Our brutal exercise of power is historically accurate. America’s indigenous people know it. Black people know it. Immigrants know it. Undocumented residents know it. And if we broaden our horizon, people all over the globe know it, particularly those of the global south who have been exploited and victimized for centuries by America’s lust for power and wealth.

Although our constitution begins with “We the People,” at the time of its writing, “the people” meant white, male property owners whose ancestry was western European.
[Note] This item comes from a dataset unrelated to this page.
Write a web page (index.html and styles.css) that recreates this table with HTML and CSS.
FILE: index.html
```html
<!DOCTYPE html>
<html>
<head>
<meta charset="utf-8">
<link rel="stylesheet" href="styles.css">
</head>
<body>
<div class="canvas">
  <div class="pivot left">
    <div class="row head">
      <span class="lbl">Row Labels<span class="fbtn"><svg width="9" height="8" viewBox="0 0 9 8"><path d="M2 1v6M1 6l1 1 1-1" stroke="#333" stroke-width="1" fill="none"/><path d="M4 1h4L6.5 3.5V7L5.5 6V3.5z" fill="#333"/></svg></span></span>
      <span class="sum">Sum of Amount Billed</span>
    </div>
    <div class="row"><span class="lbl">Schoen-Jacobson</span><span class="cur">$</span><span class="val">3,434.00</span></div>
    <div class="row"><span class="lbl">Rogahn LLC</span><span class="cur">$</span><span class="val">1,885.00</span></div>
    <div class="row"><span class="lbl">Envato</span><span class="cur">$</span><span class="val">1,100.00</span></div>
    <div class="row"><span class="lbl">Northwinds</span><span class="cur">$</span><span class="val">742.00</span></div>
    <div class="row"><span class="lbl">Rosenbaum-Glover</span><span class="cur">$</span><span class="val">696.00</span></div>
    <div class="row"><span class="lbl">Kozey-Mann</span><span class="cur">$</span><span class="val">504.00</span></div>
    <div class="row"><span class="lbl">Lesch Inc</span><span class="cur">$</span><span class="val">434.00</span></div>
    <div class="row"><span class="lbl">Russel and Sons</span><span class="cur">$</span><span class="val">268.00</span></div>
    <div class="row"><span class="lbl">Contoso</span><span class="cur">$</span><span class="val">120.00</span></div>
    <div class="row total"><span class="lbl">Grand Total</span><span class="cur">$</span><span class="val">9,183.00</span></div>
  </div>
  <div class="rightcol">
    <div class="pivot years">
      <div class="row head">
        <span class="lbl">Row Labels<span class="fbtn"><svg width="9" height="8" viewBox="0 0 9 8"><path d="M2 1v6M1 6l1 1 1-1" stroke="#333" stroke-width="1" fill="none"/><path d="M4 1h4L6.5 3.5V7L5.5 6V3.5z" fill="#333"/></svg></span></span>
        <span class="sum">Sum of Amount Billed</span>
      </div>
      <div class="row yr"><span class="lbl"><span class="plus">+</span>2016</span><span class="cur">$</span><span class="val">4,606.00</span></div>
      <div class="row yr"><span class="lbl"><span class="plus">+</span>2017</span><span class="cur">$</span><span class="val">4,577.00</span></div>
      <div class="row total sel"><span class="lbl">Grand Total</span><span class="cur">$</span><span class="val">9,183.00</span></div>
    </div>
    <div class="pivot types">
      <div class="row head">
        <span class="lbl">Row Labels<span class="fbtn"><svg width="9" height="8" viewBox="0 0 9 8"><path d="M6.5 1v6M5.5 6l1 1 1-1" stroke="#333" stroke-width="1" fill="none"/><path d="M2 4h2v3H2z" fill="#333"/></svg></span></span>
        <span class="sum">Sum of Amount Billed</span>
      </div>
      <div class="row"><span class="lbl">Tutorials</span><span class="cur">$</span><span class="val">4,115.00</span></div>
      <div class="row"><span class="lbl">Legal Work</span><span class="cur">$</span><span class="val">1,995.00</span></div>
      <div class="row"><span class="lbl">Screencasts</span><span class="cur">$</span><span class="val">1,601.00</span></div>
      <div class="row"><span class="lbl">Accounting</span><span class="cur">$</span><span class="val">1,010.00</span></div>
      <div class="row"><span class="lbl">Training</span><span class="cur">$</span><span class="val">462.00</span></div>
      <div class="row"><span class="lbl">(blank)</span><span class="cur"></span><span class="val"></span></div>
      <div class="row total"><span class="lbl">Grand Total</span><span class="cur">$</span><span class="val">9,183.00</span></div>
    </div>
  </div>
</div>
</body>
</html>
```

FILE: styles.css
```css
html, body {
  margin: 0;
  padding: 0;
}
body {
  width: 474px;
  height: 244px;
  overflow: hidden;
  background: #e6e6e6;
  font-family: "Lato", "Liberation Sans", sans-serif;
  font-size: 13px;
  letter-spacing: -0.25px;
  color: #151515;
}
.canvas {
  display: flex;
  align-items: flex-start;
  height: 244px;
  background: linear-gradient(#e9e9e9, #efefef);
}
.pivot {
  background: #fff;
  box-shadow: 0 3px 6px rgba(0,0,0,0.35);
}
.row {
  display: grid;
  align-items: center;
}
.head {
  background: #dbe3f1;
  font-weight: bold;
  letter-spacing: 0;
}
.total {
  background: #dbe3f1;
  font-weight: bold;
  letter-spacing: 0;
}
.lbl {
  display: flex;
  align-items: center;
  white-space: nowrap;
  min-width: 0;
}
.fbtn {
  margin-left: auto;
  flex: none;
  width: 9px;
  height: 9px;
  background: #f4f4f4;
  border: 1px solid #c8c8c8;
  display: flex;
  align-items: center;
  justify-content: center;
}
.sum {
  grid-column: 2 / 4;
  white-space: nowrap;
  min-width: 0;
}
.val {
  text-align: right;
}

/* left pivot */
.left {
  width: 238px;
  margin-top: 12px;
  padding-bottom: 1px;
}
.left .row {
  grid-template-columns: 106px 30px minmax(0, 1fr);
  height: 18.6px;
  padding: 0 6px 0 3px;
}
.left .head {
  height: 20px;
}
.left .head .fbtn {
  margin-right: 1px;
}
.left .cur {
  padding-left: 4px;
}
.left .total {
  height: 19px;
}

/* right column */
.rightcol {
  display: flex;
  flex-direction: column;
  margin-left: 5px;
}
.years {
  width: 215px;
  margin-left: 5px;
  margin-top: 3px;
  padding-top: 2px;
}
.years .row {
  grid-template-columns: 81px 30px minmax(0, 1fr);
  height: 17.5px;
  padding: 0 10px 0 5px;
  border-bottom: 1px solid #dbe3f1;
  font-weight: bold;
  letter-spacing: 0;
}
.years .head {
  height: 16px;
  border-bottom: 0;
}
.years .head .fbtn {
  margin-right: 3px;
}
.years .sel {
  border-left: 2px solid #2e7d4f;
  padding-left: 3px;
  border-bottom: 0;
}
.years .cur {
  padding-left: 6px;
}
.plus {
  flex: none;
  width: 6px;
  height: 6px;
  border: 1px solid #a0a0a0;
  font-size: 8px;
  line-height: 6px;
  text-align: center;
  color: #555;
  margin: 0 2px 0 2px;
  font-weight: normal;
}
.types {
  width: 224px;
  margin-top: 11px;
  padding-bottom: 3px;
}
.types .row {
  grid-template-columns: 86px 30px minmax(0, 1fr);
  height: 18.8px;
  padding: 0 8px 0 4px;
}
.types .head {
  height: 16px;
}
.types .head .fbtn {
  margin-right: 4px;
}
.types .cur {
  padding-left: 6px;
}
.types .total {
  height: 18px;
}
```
While that definition has enlarged over time, the basic underlying ethic remains, namely that a coterie of monied power holders define who is treated how, and determine which group or another is deprived of freedom and opportunity.

Ours is a culture of deprivation and exploitation, often as a matter of birthright, skin color, or gender rather than one of inherent virtue or ethics. Accordingly, to advance their position in society, marginalized people who have been victimized by the powerful must undertake extraordinary means to gain equality under the law. Until marginalized people attain equity, America will systematically punish them economically, educationally, and socially.
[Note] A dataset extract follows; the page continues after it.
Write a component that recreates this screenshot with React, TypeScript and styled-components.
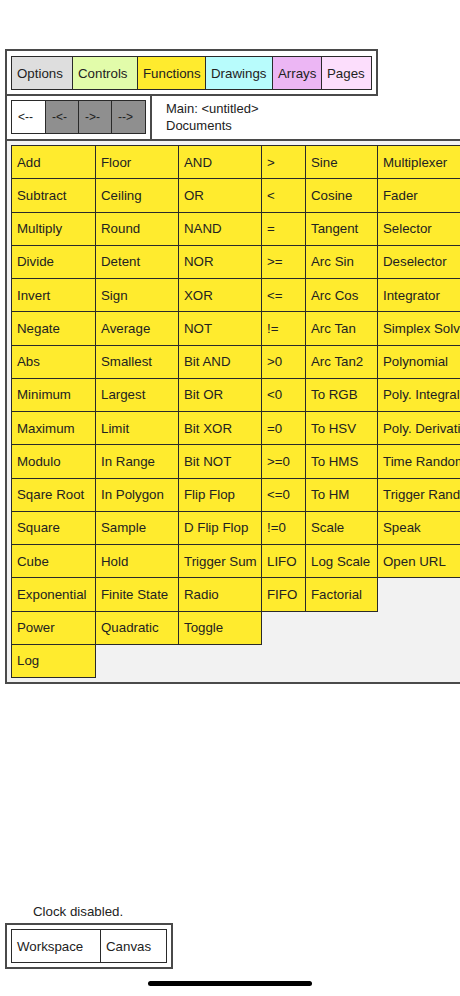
import React from "react";
import styled, { createGlobalStyle } from "styled-components";

const GlobalStyle = createGlobalStyle`
  html, body {
    margin: 0;
    padding: 0;
    background: #ffffff;
    overflow: hidden;
  }
  body {
    font-family: "Liberation Sans", Arial, Helvetica, sans-serif;
    font-size: 13.3px;
    color: #222;
  }
`;

interface Tab {
  label: string;
  color: string;
  width: number;
}

const tabs: Tab[] = [
  { label: "Options", color: "#dedede", width: 60 },
  { label: "Controls", color: "#e2fcaa", width: 65 },
  { label: "Functions", color: "#ffeb2e", width: 68 },
  { label: "Drawings", color: "#b8fcfc", width: 67 },
  { label: "Arrays", color: "#ecb6f4", width: 49 },
  { label: "Pages", color: "#fcdefc", width: 50 },
];

const navButtons = [
  { label: "<--", active: true, width: 33 },
  { label: "-<-", active: false, width: 33 },
  { label: "->-", active: false, width: 33 },
  { label: "-->", active: false, width: 34 },
];

const columns: { width: number; items: string[] }[] = [
  {
    width: 85,
    items: [
      "Add", "Subtract", "Multiply", "Divide", "Invert", "Negate", "Abs",
      "Minimum", "Maximum", "Modulo", "Sqare Root", "Square", "Cube",
      "Exponential", "Power", "Log",
    ],
  },
  {
    width: 83,
    items: [
      "Floor", "Ceiling", "Round", "Detent", "Sign", "Average", "Smallest",
      "Largest", "Limit", "In Range", "In Polygon", "Sample", "Hold",
      "Finite State", "Quadratic",
    ],
  },
  {
    width: 83,
    items: [
      "AND", "OR", "NAND", "NOR", "XOR", "NOT", "Bit AND", "Bit OR",
      "Bit XOR", "Bit NOT", "Flip Flop", "D Flip Flop", "Trigger Sum",
      "Radio", "Toggle",
    ],
  },
  {
    width: 44,
    items: [
      ">", "<", "=", ">=", "<=", "!=", ">0", "<0", "=0", ">=0", "<=0",
      "!=0", "LIFO", "FIFO",
    ],
  },
  {
    width: 72,
    items: [
      "Sine", "Cosine", "Tangent", "Arc Sin", "Arc Cos", "Arc Tan",
      "Arc Tan2", "To RGB", "To HSV", "To HMS", "To HM", "Scale",
      "Log Scale", "Factorial",
    ],
  },
  {
    width: 130,
    items: [
      "Multiplexer", "Fader", "Selector", "Deselector", "Integrator",
      "Simplex Solver", "Polynomial", "Poly. Integral", "Poly. Derivative",
      "Time Random", "Trigger Random", "Speak", "Open URL",
    ],
  },
];

const App: React.FC = () => {
  return (
    <>
      <GlobalStyle />
      <Screen>
        <Main>
          <TabFrame>
            <TabStrip>
              {tabs.map((t) => (
                <TabButton key={t.label} $bg={t.color} $w={t.width}>
                  {t.label}
                </TabButton>
              ))}
            </TabStrip>
          </TabFrame>
          <NavRow>
            <NavFrame>
              <NavStrip>
                {navButtons.map((b) => (
                  <NavButton key={b.label} $active={b.active} $w={b.width}>
                    {b.label}
                  </NavButton>
                ))}
              </NavStrip>
            </NavFrame>
            <Info>
              <div>Main: &lt;untitled&gt;</div>
              <div>Documents</div>
            </Info>
          </NavRow>
          <GridPanel>
            {columns.map((col, i) => (
              <Column key={i} $w={col.width}>
                {col.items.map((item) => (
                  <Cell key={item}>{item}</Cell>
                ))}
              </Column>
            ))}
          </GridPanel>
        </Main>

        <Footer>
          <Status>Clock disabled.</Status>
          <FooterFrame>
            <TabStrip>
              <FooterButton $w={88}>Workspace</FooterButton>
              <FooterButton $w={66}>Canvas</FooterButton>
            </TabStrip>
          </FooterFrame>
        </Footer>
        <HomeIndicator />
      </Screen>
    </>
  );
};

const Screen = styled.div`
  position: relative;
  display: flex;
  flex-direction: column;
  height: 996px;
  width: 460px;
  padding: 49px 0 27px 5px;
  box-sizing: border-box;
  overflow: hidden;
`;

const Main = styled.div`
  display: flex;
  flex-direction: column;
  align-items: flex-start;
`;

const TabFrame = styled.div`
  border: 2px solid #4a4a4a;
  padding: 5px 4px 4px 4px;
  background: #fff;
`;

const FooterFrame = styled(TabFrame)`
  padding: 4px;
`;

const TabStrip = styled.div`
  display: flex;
  border: 1px solid #2a2a2a;
`;

const TabButton = styled.div<{ $bg: string; $w: number }>`
  display: flex;
  align-items: center;
  box-sizing: border-box;
  width: ${(p) => p.$w}px;
  height: 32px;
  padding-left: 5px;
  background: ${(p) => p.$bg};
  white-space: nowrap;
  & + & {
    border-left: 1px solid #2a2a2a;
  }
`;

const NavRow = styled.div`
  display: flex;
  align-items: stretch;
  height: 43px;
  box-sizing: border-box;
  border-left: 2px solid #4a4a4a;
`;

const NavFrame = styled.div`
  display: flex;
  align-items: flex-start;
  padding: 4px 4px 0 4px;
  border-right: 2px solid #4a4a4a;
`;

const NavStrip = styled.div`
  display: flex;
  border: 1px solid #2a2a2a;
`;

const NavButton = styled.div<{ $active: boolean; $w: number }>`
  display: flex;
  align-items: center;
  box-sizing: border-box;
  width: ${(p) => p.$w}px;
  height: 32px;
  padding-left: 6px;
  background: ${(p) => (p.$active ? "#ffffff" : "#8f8f8f")};
  font-size: 12px;
  & + & {
    border-left: 1px solid #2a2a2a;
  }
`;

const Info = styled.div`
  display: flex;
  flex-direction: column;
  justify-content: center;
  padding-left: 14px;
  padding-bottom: 2px;
  line-height: 17px;
  font-size: 13px;
`;

const GridPanel = styled.div`
  display: flex;
  align-items: flex-start;
  width: 600px;
  border: 2px solid #4a4a4a;
  padding: 4px;
  background: #f2f2f2;
`;

const Column = styled.div<{ $w: number }>`
  display: flex;
  flex-direction: column;
  flex: none;
  width: ${(p) => p.$w}px;
  &:first-child > div {
    border-left: 1px solid #2a2a2a;
  }
`;

const Cell = styled.div`
  display: flex;
  align-items: center;
  box-sizing: border-box;
  height: 33.25px;
  padding-left: 5px;
  background: #ffeb2e;
  border-right: 1px solid #2a2a2a;
  border-bottom: 1px solid #2a2a2a;
  white-space: nowrap;
  overflow: hidden;
  &:first-child {
    border-top: 1px solid #2a2a2a;
    height: 34.25px;
  }
`;

const Footer = styled.div`
  margin-top: auto;
  display: flex;
  flex-direction: column;
  align-items: flex-start;
`;

const Status = styled.div`
  padding-left: 28px;
  margin-bottom: 3px;
  line-height: 17px;
`;

const FooterButton = styled.div<{ $w: number }>`
  display: flex;
  align-items: center;
  box-sizing: border-box;
  width: ${(p) => p.$w}px;
  height: 32px;
  padding-left: 5px;
  background: #fff;
  & + & {
    border-left: 1px solid #2a2a2a;
  }
`;

const HomeIndicator = styled.div`
  position: absolute;
  left: 148px;
  bottom: 10px;
  width: 164px;
  height: 5px;
  border-radius: 3px;
  background: #000;
`;

export default App;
The shock of today is that at the hands of ICE, white middle-class Americans now find themselves subject to the sort of violence and cruelty previously inflicted upon marginalized “others.” In pursuing their ambitions, the rich and powerful are great equalizers; to them, we are all expendable, despite our differences in belief, skin color or national origin. They are prepared to harass, terrorize, abuse, kill and, the argument goes, they always have been; it’s the historical basis of our cultural, economic, and political system.

Some ask what about our values? Aren’t we better than this? Ask the Vietnamese, bombed and poisoned by us, what they think about our values, or the families of the Chileans who were “disappeared” under the U.S. supported Pinochet regime. The list is long and goes on. The victims bloody well know about our American values firsthand, and the keyword here is “bloody.”

The counter argument is that America is a work in progress, that sometimes we take two steps back after taking three steps forward, and that gaining freedom requires patience. Tell that to those who have never had a real chance to step forward. It raises the question of whether or not our American values are just propaganda, and our economy designed to keep us satisfied with “just enough.”

Nearly seventy percent of American families live paycheck to paycheck, while a tiny group of billionaires accumulate wealth at a record pace. And how does our society keep itself from being torn apart under such conditions? Through explicit threat and, if necessary, infliction of violence, punishment, incarceration and murder of those who resist.

The murders by ICE officers of Renee Good, a young white mother driving a minivan and white ICU nurse Alex Pretti are shocking, but are just the sort of violence we’ve inflicted upon marginalized people for hundreds of years. This is our history and legacy, not a pleasant or easy thing for some of us to accept, but that’s the argument and like I said, it’s hard to refute.

2 Comments

  1. So true, and so obvious, but too many Americans, through careful indoctrination and selective history, are unaware of America’s bloody suppression of marginalized people (and marginalized countries). Thanks for speaking this truth to power.

  2. Josette Brose-Eichar Josette Brose-Eichar

    I grew up in Minneapolis. My 1/2 native American father grew up in the Minnesota State Public School for Dependent and Neglected Children in Owatonna, Minnesota. Minneapolis and Minnesota are far more complex and far more “white’ than many people believe. Growing up there we understood this. In high school we discussed the largest mass hanging of native Americans in US history. At the Minneapolis College of Art and Design I studied under Ruth Voights, as we connected our past and our future as artists with our ancestry and our family histories. It is not surprising that no matter who you are, or where you came from, people are standing up to this authoritarian hell unleashed on Minneapolis. And the “white” people who were murdered were one with those who are suffering and oppressed and lost their lives because they did.